El entonces nuevo miembro de número de la Academia Mexicana de la Lengua habló también sobre su propio proceso creativo. Explicó que uno de los grandes retos de su escritura ha sido que su amor por las palabras no opaque la historia que busca relatar. La prolífica producción de este autor generó (y sigue generando) que los críticos se cuestionen de dónde emanaron tantas ideas y tanto tiempo para la escritura. Padilla contestó socarronamente que tal vez él es víctima también del proyecto Amphytrion.
El escritor dejó claro que él considera que no hay originalidad: las historias están en cualquier parte, no hay nada nuevo bajo el Sol, lo único novedoso es la manera en que lo existente se narra. Sus relatos surgen de la cotidianidad, de libros, de espacios históricos, de datos curiosos. A pesar de que su vida podría ser relatada como una biografía infame pues fue pornógrafo en México, reo de muerte en Tanzania, cervantista en Salamanca y diplomático en Londres, Nacho, a diferencia de quienes prefieren relatar su propia vida, no concebía la literatura sin el imperio de la imaginación.
El género en el que el autor se sentía más cómodo era el cuento, sencillamente porque ahí podía dar cabida a su obsesión por los vocablos. Mientras la novela le permitía equivocarse, el cuento lo obligaba a pulir el lenguaje, a medirlo y buscar la precisión. Nacho calcula que tardaba en promedio un año y medio en escribir cada cuento, por lo que entre cuento y cuento descansaba escribiendo una novela o un ensayo.
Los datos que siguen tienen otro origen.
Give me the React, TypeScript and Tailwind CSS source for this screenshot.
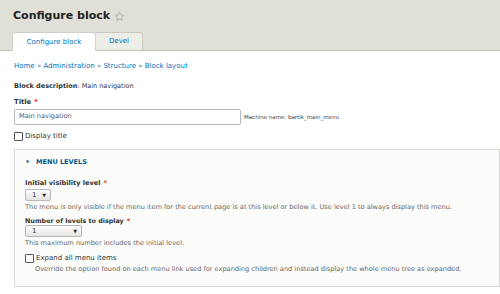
function Req() {
	return <span className="text-[#e32700] ml-[3px] font-bold">*</span>;
}

function Select({ value, width }: { value: string; width: string }) {
	return (
		<div
			className={`${width} h-[12px] flex items-center justify-between pl-[6px] pr-[4px] border border-[#b8b8b8] rounded-[2px] bg-gradient-to-b from-[#fdfdfd] to-[#e4e4e0] text-[7px] text-[#333]`}
		>
			<span>{value}</span>
			<span className="text-[5px] leading-none">▼</span>
		</div>
	);
}

function Checkbox() {
	return <span className="inline-block w-[9px] h-[9px] border border-[#555] bg-white rounded-[1px]" />;
}

export default function App() {
	return (
		<div className="w-[500px] h-[294px] overflow-hidden bg-white text-[#333] font-['DejaVu_Sans',sans-serif]">
			{/* Header */}
			<div className="h-[51px] bg-[#e0e0d8] border-b border-[#c0c0b9] flex flex-col">
				<div className="flex items-center pl-[13px] pt-[5px] h-[27px]">
					<h1 className="text-[11px] font-bold text-[#222]">Configure block</h1>
					<svg width="11" height="11" viewBox="0 0 24 24" className="ml-[4px]">
						<path
							d="M12 2.5l2.9 6.1 6.6.8-4.9 4.5 1.3 6.6L12 17.2l-5.9 3.3 1.3-6.6-4.9-4.5 6.6-.8z"
							fill="none"
							stroke="#a8a8a0"
							strokeWidth="1.7"
							strokeLinejoin="round"
						/>
					</svg>
				</div>
				<div className="flex items-end pl-[12px] mt-auto">
					<div className="w-[84px] h-[19px] bg-white rounded-t-[3px] border border-b-0 border-[#d0d0c8] flex items-center justify-center text-[7px] text-[#0074bd] -mb-px">
						Configure block
					</div>
					<div className="w-[47px] h-[18px] bg-[#eeeee8] rounded-tr-[3px] border border-l-0 border-b-0 border-[#c8c8c0] flex items-center justify-center text-[7px] text-[#0074bd]">
						Devel
					</div>
				</div>
			</div>

			<div className="pl-[14px]">
				{/* Breadcrumb */}
				<div className="mt-[10px] text-[7px] text-[#0074bd] leading-[10px]">
					Home <span className="text-[#5a7a90]">»</span> Administration <span className="text-[#5a7a90]">»</span> Structure{" "}
					<span className="text-[#5a7a90]">»</span> Block layout
				</div>

				<div className="mt-[10px] text-[6.5px] leading-[10px]">
					<span className="font-bold">Block description</span>: Main navigation
				</div>

				<div className="mt-[6px] text-[6.8px] leading-[10px] font-bold">
					Title
					<Req />
				</div>
				<div className="mt-[2px] flex items-center">
					<div className="w-[227px] h-[16px] border border-[#b8b8b8] rounded-[2px] bg-white flex items-center pl-[4px] text-[6.6px] text-[#555]">
						Main navigation
					</div>
					<span className="ml-[3px] text-[5.5px] text-[#444]">Machine name: bartik_main_menu</span>
				</div>

				<div className="mt-[6px] flex items-center gap-[2px] text-[7px] leading-[10px]">
					<Checkbox />
					<span>Display title</span>
				</div>

				{/* Fieldset */}
				<div className="mt-[8px] h-[138px] border border-[#d8d8d4] bg-[#fcfcfa] pl-[10px] pt-[7px]">
					<div className="flex items-center text-[6.5px] font-bold text-[#00588f] leading-[10px]">
						<span className="text-[4px] ml-[1px] mr-[7px]">▼</span>
						MENU LEVELS
					</div>

					<div className="mt-[11px] text-[6.6px] font-bold leading-[10px]">
						Initial visibility level
						<Req />
					</div>
					<div className="mt-[1px]">
						<Select value="1" width="w-[26px]" />
					</div>
					<div className="mt-[1px] text-[6.6px] text-[#666] leading-[10px] whitespace-nowrap">
						The menu is only visible if the menu item for the current page is at this level or below it. Use level 1 to always display this menu.
					</div>

					<div className="mt-[5px] text-[6.4px] font-bold leading-[8px]">
						Number of levels to display
						<Req />
					</div>
					<div>
						<Select value="1" width="w-[57px]" />
					</div>
					<div className="mt-[1px] text-[6.6px] text-[#666] leading-[10px]">
						This maximum number includes the initial level.
					</div>

					<div className="mt-[5px] flex items-center gap-[2px] text-[7px] leading-[10px]">
						<Checkbox />
						<span>Expand all menu items</span>
					</div>
					<div className="mt-[1px] pl-[10px] text-[6.6px] text-[#666] leading-[10px] whitespace-nowrap">
						Override the option found on each menu link used for expanding children and instead display the whole menu tree as expanded.
					</div>
				</div>
			</div>
		</div>
	);
}
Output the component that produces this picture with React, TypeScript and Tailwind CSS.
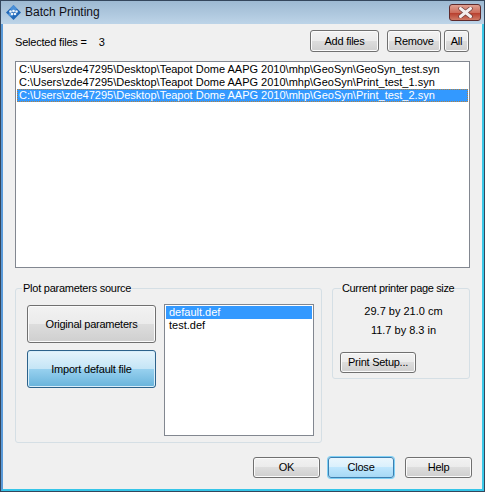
const rows = [
  "C:\\Users\\zde47295\\Desktop\\Teapot Dome AAPG 2010\\mhp\\GeoSyn\\GeoSyn_test.syn",
  "C:\\Users\\zde47295\\Desktop\\Teapot Dome AAPG 2010\\mhp\\GeoSyn\\Print_test_1.syn",
  "C:\\Users\\zde47295\\Desktop\\Teapot Dome AAPG 2010\\mhp\\GeoSyn\\Print_test_2.syn",
];

const greyBtn =
  "flex items-center justify-center shrink-0 rounded-[3px] border border-[#707070] text-black tracking-[-0.25px] bg-[linear-gradient(#f2f2f2_0%,#ebebeb_50%,#dddddd_50%,#cfcfcf_100%)] shadow-[inset_0_0_0_1px_#fbfbfb]";

function Logo() {
  return (
    <svg width="17" height="17" viewBox="0 0 17 17">
      <path d="M8.5 1l7.5 7.5-7.5 7.5L1 8.5z" fill="#2168b8" />
      <path d="M8.5 1l3.7 3.7-3.7 3.8-3.7-3.8zM4.7 8.5l3.8 3.8-3.8 0-1.9-1.9z" fill="#4a90d8" />
      <circle cx="5.5" cy="7.5" r="1.3" fill="#eef5fc" />
      <circle cx="8.5" cy="7" r="1.3" fill="#eef5fc" />
      <circle cx="11.5" cy="7.5" r="1.3" fill="#eef5fc" />
      <circle cx="7" cy="10" r="1.3" fill="#eef5fc" />
      <circle cx="10" cy="10" r="1.3" fill="#eef5fc" />
    </svg>
  );
}

function CloseX() {
  return (
    <svg width="15" height="11" viewBox="0 0 15 11">
      <path d="M2.5 1.5l10 8M12.5 1.5l-10 8" stroke="#6b3a38" strokeWidth="4.4" strokeLinecap="round" />
      <path d="M2.5 1.5l10 8M12.5 1.5l-10 8" stroke="#f4eeee" strokeWidth="3" strokeLinecap="round" />
    </svg>
  );
}

export default function App() {
  return (
    <div className="w-[485px] h-[492px] overflow-hidden flex flex-col border border-[#34465c] bg-[#a9c4dc] text-[11px] leading-[13px] text-black font-['Liberation_Sans',sans-serif]">
      {/* title bar */}
      <div className="h-[23px] shrink-0 flex items-center pl-[4px] pr-[3px] bg-[linear-gradient(#9db9d2,#bdd4e8)]">
        <Logo />
        <span className="ml-[3px] text-[12px] text-[#101018]">Batch Printing</span>
        <div className="ml-auto w-[32px] h-[17px] rounded-[3px] border border-[#5e2a2c] flex items-center justify-center bg-[linear-gradient(#dfa091_0%,#cd6d5c_50%,#b8402f_55%,#cf7a66_100%)]">
          <CloseX />
        </div>
      </div>

      <div className="flex-1 flex flex-col bg-[#f0f0f0] border-l-2 border-l-[#5a9ad8] border-r-2 border-r-[#3cc8e8] border-b-2 border-b-[#35c5e8] pl-[12px] pr-[12px]">
        {/* top row */}
        <div className="h-[37px] shrink-0 flex pt-[6px]">
          <span className="mt-[6px] tracking-[-0.2px]">Selected files =</span>
          <span className="ml-[12px] mt-[6px]">3</span>
          <div className={`${greyBtn} ml-auto w-[69px] h-[22px]`}>Add files</div>
          <div className={`${greyBtn} ml-[8px] w-[54px] h-[22px]`}>Remove</div>
          <div className={`${greyBtn} ml-[3px] w-[25px] h-[22px] mr-[1px]`}>All</div>
        </div>

        {/* file list */}
        <div className="h-[207px] shrink-0 bg-white border border-[#828790] p-[1px]">
          {rows.map((r, i) => (
            <div
              key={r}
              className={`h-[13px] pl-[2px] whitespace-nowrap ${i === 2 ? "bg-[#3399ff] text-white outline-1 outline-dotted outline-[#b5813f] -outline-offset-1" : ""}`}
            >
              {r}
            </div>
          ))}
        </div>

        {/* groups */}
        <div className="mt-[20px] flex gap-[10px]">
          <div className="relative w-[307px] h-[155px] border border-[#d5dfe5] rounded-[3px] flex gap-[8px] pl-[11px] pt-[16px]">
            <span className="absolute left-[6px] -top-[7px] bg-[#f0f0f0] px-[1px] tracking-[-0.25px] whitespace-nowrap">Plot parameters source</span>
            <div className="flex flex-col gap-[7px]">
              <div className={`${greyBtn} w-[129px] h-[38px]`}>Original parameters</div>
              <div className="flex items-center justify-center tracking-[-0.2px] w-[129px] h-[38px] rounded-[3px] border border-[#2c628b] bg-[linear-gradient(#e5f4fc_0%,#c4e5f6_50%,#98d1ef_50%,#68b3db_100%)] shadow-[inset_0_0_0_1px_#d8eefa]">
                Import default file
              </div>
            </div>
            <div className="w-[150px] h-[132px] -mt-[1px] bg-white border border-[#828790] p-[1px]">
              <div className="h-[13px] pl-[3px] bg-[#3399ff] text-white">default.def</div>
              <div className="h-[13px] pl-[3px]">test.def</div>
            </div>
          </div>

          <div className="relative w-[138px] h-[91px] border border-[#d5dfe5] rounded-[3px] flex flex-col">
            <span className="absolute left-[8px] -top-[7px] bg-[#f0f0f0] px-[1px] tracking-[-0.35px] whitespace-nowrap">Current printer page size</span>
            <div className="mt-[16px] pl-[5px] text-center">29.7 by 21.0 cm</div>
            <div className="mt-[6px] pl-[5px] text-center">11.7 by 8.3 in</div>
            <div className={`${greyBtn} ml-[7px] mt-[15px] w-[76px] h-[21px]`}>Print Setup...</div>
          </div>
        </div>

        {/* bottom buttons */}
        <div className="mt-[14px] -mr-[2px] flex justify-end">
          <div className={`${greyBtn} w-[67px] h-[21px]`}>OK</div>
          <div className="ml-[8px] shrink-0 flex items-center justify-center w-[66px] h-[21px] rounded-[3px] border border-[#3c7fb1] tracking-[-0.2px] bg-[linear-gradient(#eaf6fd_0%,#d9f0fc_50%,#bee6fd_50%,#a7d9f5_100%)] shadow-[0_0_0_1px_#7fd0f5]">
            Close
          </div>
          <div className={`${greyBtn} ml-[11px] w-[67px] h-[21px]`}>Help</div>
        </div>
      </div>
    </div>
  );
}
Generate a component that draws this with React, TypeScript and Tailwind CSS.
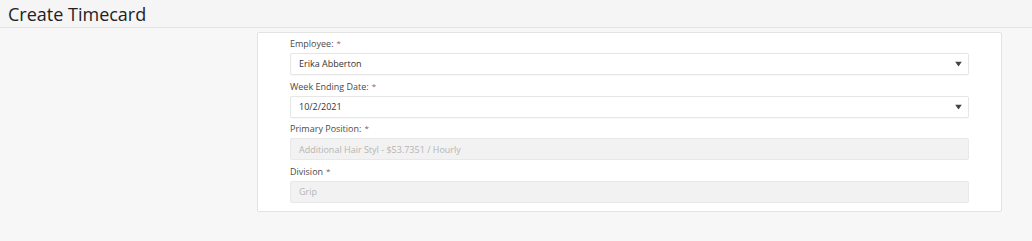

Frente a la nostalgia de los grandes proyectos de libros de cuento como los de Cortázar, Borges o Rulfo, libros que fueron pensados como proyectos y no como recopilaciones, Padilla por veinte años realizó un trabajo unitario de este género al que llamó Micropedia. Propuso una obra cuentística como proyecto de vida, una obra que no alcanzó ni habría alcanzado a terminar de haber vivido más porque los años siempre le serían insuficientes para narrar todas las historias que circulaban en la imaginación de este gran escritor mexicano, de esta mente torcida, de este físico cuéntico entrañable.